How exactly would "skidded turns" feel and look like??? Is this also another reason why I seem to be having trouble getting out of my turns??



lonerider said:


> If you don't have the cash for new boots... go to a snowboard/ski shop that does bootfitting (helm of sun valley in san mateo does it... not sure about places in SF) and have them add a C-pad or butterfly wrap around the ankle area of your liner. That will help fill in the space above your heel and below your ankle to help keep the heel from lifting. Should cost like $10... you van go to tognar.com and buy the stuff yourself, but it takes a little bit of knowledge to put them on the liner in the correction spot (i could walk you through it though... There might be a YouTube video on It but I cant search for it right now)


I'm looking at the reviews for Helm of Sun Valley right now, and it seems to be a hit-and-miss in terms of service - if you've been, can you perhaps recommend me the person who had fixed up your (or another friend's) boots? Alternatively, if you have time to find the DIY YouTube video or walk me through it, that would be great too, thanks!!


----------



## MistahTaki (Apr 24, 2010)

Skidded turns are when you are not riding along your edge and are drifting.


----------



## lonerider (Apr 10, 2009)

charmiander said:


> Hahaha nice solution! Although that kinda forces you to lean really forward then when you're walking around without the board, right? Do you have a link where I can see how/where exactly to put it??
> 
> I'm looking at the reviews for Helm of Sun Valley right now, and it seems to be a hit-and-miss in terms of service - if you've been, can you perhaps recommend me the person who had fixed up your (or another friend's) boots? Alternatively, if you have time to find the DIY YouTube video or walk me through it, that would be great too, thanks!!

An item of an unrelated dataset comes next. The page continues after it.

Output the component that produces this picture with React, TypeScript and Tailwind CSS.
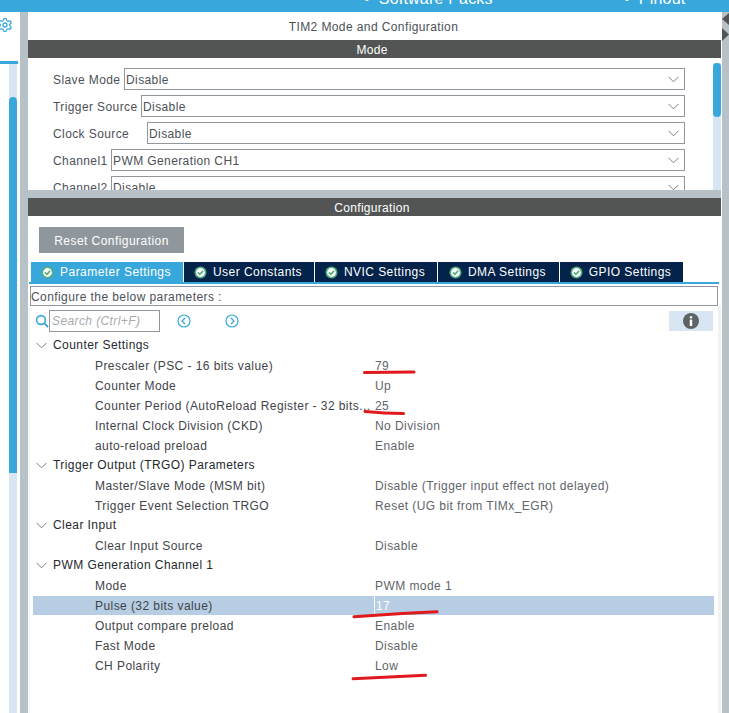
import { Settings } from 'lucide-react';

const modeRows = [
  { label: 'Slave Mode', value: 'Disable', labelW: 'w-[71px]' },
  { label: 'Trigger Source', value: 'Disable', labelW: 'w-[88px]' },
  { label: 'Clock Source', value: 'Disable', labelW: 'w-[94px]' },
  { label: 'Channel1', value: 'PWM Generation CH1', labelW: 'w-[58px]' },
  { label: 'Channel2', value: 'Disable', labelW: 'w-[58px]' },
];

const tabs = [
  { label: 'Parameter Settings', width: 'w-[153px]', active: true },
  { label: 'User Constants', width: 'w-[131px]', active: false },
  { label: 'NVIC Settings', width: 'w-[123px]', active: false },
  { label: 'DMA Settings', width: 'w-[122px]', active: false },
  { label: 'GPIO Settings', width: 'w-[124px]', active: false },
];

const groups = [
  {
    title: 'Counter Settings',
    rows: [
      ['Prescaler (PSC - 16 bits value)', '79'],
      ['Counter Mode', 'Up'],
      ['Counter Period (AutoReload Register - 32 bits...', '25'],
      ['Internal Clock Division (CKD)', 'No Division'],
      ['auto-reload preload', 'Enable'],
    ],
  },
  {
    title: 'Trigger Output (TRGO) Parameters',
    rows: [
      ['Master/Slave Mode (MSM bit)', 'Disable (Trigger input effect not delayed)'],
      ['Trigger Event Selection TRGO', 'Reset (UG bit from TIMx_EGR)'],
    ],
  },
  {
    title: 'Clear Input',
    rows: [['Clear Input Source', 'Disable']],
  },
  {
    title: 'PWM Generation Channel 1',
    rows: [
      ['Mode', 'PWM mode 1'],
      ['Pulse (32 bits value)', '17'],
      ['Output compare preload', 'Enable'],
      ['Fast Mode', 'Disable'],
      ['CH Polarity', 'Low'],
    ],
  },
];

const CheckBadge = () => (
  <svg width="13" height="13" viewBox="0 0 13 13" className="shrink-0">
    <circle cx="6.5" cy="6.5" r="6" fill="#4fae7c" />
    <circle cx="6.5" cy="6.5" r="4.4" fill="#ffffff" />
    <path d="M3.9 6.4 L5.9 8.4 L9.1 4.9" fill="none" stroke="#4fae7c" strokeWidth="1.6" />
  </svg>
);

const RoundArrow = ({ d }: { d: string }) => (
  <svg width="14" height="14" viewBox="0 0 14 14">
    <circle cx="7" cy="7" r="6" fill="none" stroke="#38a8dc" strokeWidth="1.2" />
    <path d={d} fill="none" stroke="#38a8dc" strokeWidth="1.3" />
  </svg>
);

// thin grey chevron, used for the tree and the select boxes
const Caret = () => (
  <svg width="11" height="7" viewBox="0 0 11 7" className="shrink-0">
    <path d="M0.5 0.8 L5.5 5.8 L10.5 0.8" fill="none" stroke="#7d8388" strokeWidth="1" />
  </svg>
);

export default function App() {
  return (
    <div className="relative flex h-[713px] w-[729px] flex-col overflow-hidden bg-white font-['Liberation_Sans',sans-serif] text-[12px] text-[#4c5157]">
      {/* Top bar, cut off by the crop */}
      <div className="flex h-3 shrink-0 items-start overflow-hidden bg-[#38a8dc] pl-[364px] text-[16px] leading-[16px] tracking-[0.2px] text-white">
        <span className="mt-[-9px] flex w-[260px] gap-[9px]">
          <span>•</span>
          <span>Software Packs</span>
        </span>
        <span className="mt-[-9px] flex gap-[9px]">
          <span>•</span>
          <span>Pinout</span>
        </span>
      </div>

      <div className="flex min-h-0 flex-1">
        {/* Left strip */}
        <div className="flex w-5 shrink-0 flex-col">
          <div className="h-[49px] shrink-0 overflow-hidden pt-[5px]">
            <Settings size={16} strokeWidth={2} className="ml-[-3px] text-[#38a8dc]" />
          </div>
          <div className="h-[3px] w-[18px] shrink-0 bg-[#38a8dc]" />
          <div className="ml-[9px] w-2 flex-1 bg-[#d8e6f3] pt-[33px]">
            <div className="h-[376px] rounded-t-[4px] bg-[#38a8dc]" />
          </div>
        </div>
        <div className="w-2 shrink-0 bg-[#b6c2c8]" />

        {/* Main column */}
        <div className="flex w-[693px] shrink-0 flex-col">
          <div className="flex h-7 shrink-0 items-center justify-center pr-[2px] pt-[2px] tracking-[0.4px]">
            TIM2 Mode and Configuration
          </div>
          <div className="flex h-[18px] shrink-0 items-center justify-center bg-[#535554] pr-[5px] pt-[1px] tracking-[0.3px] text-white">
            Mode
          </div>

          {/* Mode pane */}
          <div className="flex h-[132px] shrink-0">
            <div className="flex w-[657px] shrink-0 flex-col gap-[5px] overflow-hidden pl-[25px] pt-[10px]">
              {modeRows.map((row) => (
                <div key={row.label} className="flex h-[22px] shrink-0 items-center">
                  <span className={`${row.labelW} shrink-0 whitespace-nowrap pt-[2px] tracking-[0.4px]`}>
                    {row.label}
                  </span>
                  <div className="flex h-[22px] flex-1 items-center justify-between border border-[#91979c] pl-[1px] pr-[5px]">
                    <span className="pt-[2px] tracking-[0.4px]">{row.value}</span>
                    <Caret />
                  </div>
                </div>
              ))}
            </div>
            <div className="ml-[28px] mt-[5px] w-2 bg-[#d8e6f3]">
              <div className="h-[54px] rounded-[4px] bg-[#38a8dc]" />
            </div>
          </div>

          <div className="h-2 shrink-0 bg-[#b6c2c8]" />
          <div className="flex h-[18px] shrink-0 items-center justify-center bg-[#535554] pr-[5px] pt-[1px] tracking-[0.3px] text-white">
            Configuration
          </div>

          <div className="px-[11px] pt-[11px]">
            <div className="flex h-[26px] w-[145px] items-center justify-center bg-[#8f979d] pt-[1px] tracking-[0.45px] text-white">
              Reset Configuration
            </div>
          </div>

          {/* Tabs */}
          <div className="ml-[3px] mt-[9px] flex h-[20px] shrink-0">
            {tabs.map((tab) => (
              <div
                key={tab.label}
                className={`${tab.width} flex h-5 shrink-0 items-center justify-center gap-[6px] border-r border-white pr-[2px] tracking-[0.45px] text-white ${
                  tab.active ? 'bg-[#38a8dc]' : 'bg-[#04234a]'
                }`}
              >
                <CheckBadge />
                <span className="whitespace-nowrap">{tab.label}</span>
              </div>
            ))}
          </div>
          <div className="ml-[1px] h-[2px] w-[690px] shrink-0 bg-[#38a8dc]" />

          <div className="ml-[2px] mt-[2px] flex h-5 w-[688px] shrink-0 items-center border border-[#91979c] pt-[2px] tracking-[0.42px]">
            Configure the below parameters :
          </div>

          {/* Scroll pane with search row and parameter tree */}
          <div className="ml-px flex flex-1 flex-col border-l border-r-[3px] border-[#f1f2f4]">
            <div className="flex h-[26px] shrink-0 items-center pl-[5px] pt-[4px]">
              <svg width="14" height="14" viewBox="0 0 14 14" className="shrink-0">
                <circle cx="6" cy="6" r="4.4" fill="none" stroke="#38a8dc" strokeWidth="1.6" />
                <path d="M9.2 9.2 L13 13" stroke="#38a8dc" strokeWidth="1.8" />
              </svg>
              <div className="flex h-[22px] w-[111px] shrink-0 items-center border border-[#91979c] pl-[2px] italic tracking-[0.4px] text-[#a6abaf]">
                Search (Ctrl+F)
              </div>
              <div className="ml-[17px] flex w-[62px] shrink-0 justify-between">
                <RoundArrow d="M8 4 L5 7 L8 10" />
                <RoundArrow d="M6 4 L9 7 L6 10" />
              </div>
              <div className="ml-[430px] flex h-5 w-11 shrink-0 items-center justify-center bg-[#d8e6f3]">
                <svg width="16" height="16" viewBox="0 0 16 16">
                  <circle cx="8" cy="8" r="8" fill="#5f6366" />
                  <rect x="6.8" y="6.6" width="2.4" height="6.4" fill="#ffffff" />
                  <rect x="6.8" y="3.2" width="2.4" height="2.2" fill="#ffffff" />
                </svg>
              </div>
            </div>

            <div className="mt-[3px] flex flex-col">
              {groups.map((group) => (
                <div key={group.title} className="flex flex-col">
                  <div className="flex h-5 items-center gap-[6px] pl-[6px] tracking-[0.43px] text-[#25292d]">
                    <Caret />
                    <span>{group.title}</span>
                  </div>
                  {group.rows.map(([name, value]) => {
                    const selected = name.startsWith('Pulse');
                    return (
                      <div
                        key={name}
                        className={`ml-[3px] flex h-5 w-[681px] items-center pl-[62px] tracking-[0.43px] ${
                          selected ? 'border-t border-white bg-[#b7cde3]' : 'pt-[1px]'
                        }`}
                      >
                        <span className="w-[279px] shrink-0 whitespace-nowrap text-[#3f444a]">{name}</span>
                        <span
                          className={`flex h-full items-center whitespace-nowrap pl-[1px] ${
                            selected ? 'border-l border-white text-white' : 'text-[#5f646a]'
                          }`}
                        >
                          {value}
                        </span>
                      </div>
                    );
                  })}
                </div>
              ))}
            </div>
          </div>
        </div>

        <div className="ml-px w-[7px] shrink-0 bg-[#b6c2c8]" />
      </div>

      {/* Hand-drawn red annotations over the screenshot */}
      <svg width="729" height="713" className="pointer-events-none absolute left-0 top-0">
        <g fill="none" stroke="#e0191f" strokeWidth="3" strokeLinecap="round">
          <path d="M364.5 372.6 Q390 372 414 372" />
          <path d="M365 411.5 Q385 413.5 403.5 413.5" />
          <path d="M354 616.8 Q395 613.5 437 611.8" />
          <path d="M353 678.8 Q390 677 425.5 675.2" />
        </g>
      </svg>

      {/* Pane arrows on the right edge */}
      <svg width="8" height="30" viewBox="0 0 8 30" className="absolute right-0 top-[13px]">
        <path d="M8 0 L1 6 L8 12 Z" fill="#535554" />
        <path d="M1 15 L8 21.5 L1 28 Z" fill="#535554" />
      </svg>
    </div>
  );
}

Your snowboard boots are meant for snowboarding... not for walking. I roll my eyes whenever someone loves the fact that their boot feel like "slippers." You don't play basketball or hike up mountains in slippers... what makes you think you should be snowboarding in slippersl

Yea... the guys at Helm of Sun Valley are a bit... crusty... so maybe you are better off doing yourself. This particular bootfitting adjustment is not very hard to do. First buy some foam pads, I would recommend a two pairs of C-pads (one order for each boot) or if you want to be more aggressive you can get the ankle wrap (more material) for like $12 total. Shipping is going to be around $6... so you might want to get a second set just in case..., you need it. My wife had THREE sets of C-pads around her ankles until we found a better fitting boot for her.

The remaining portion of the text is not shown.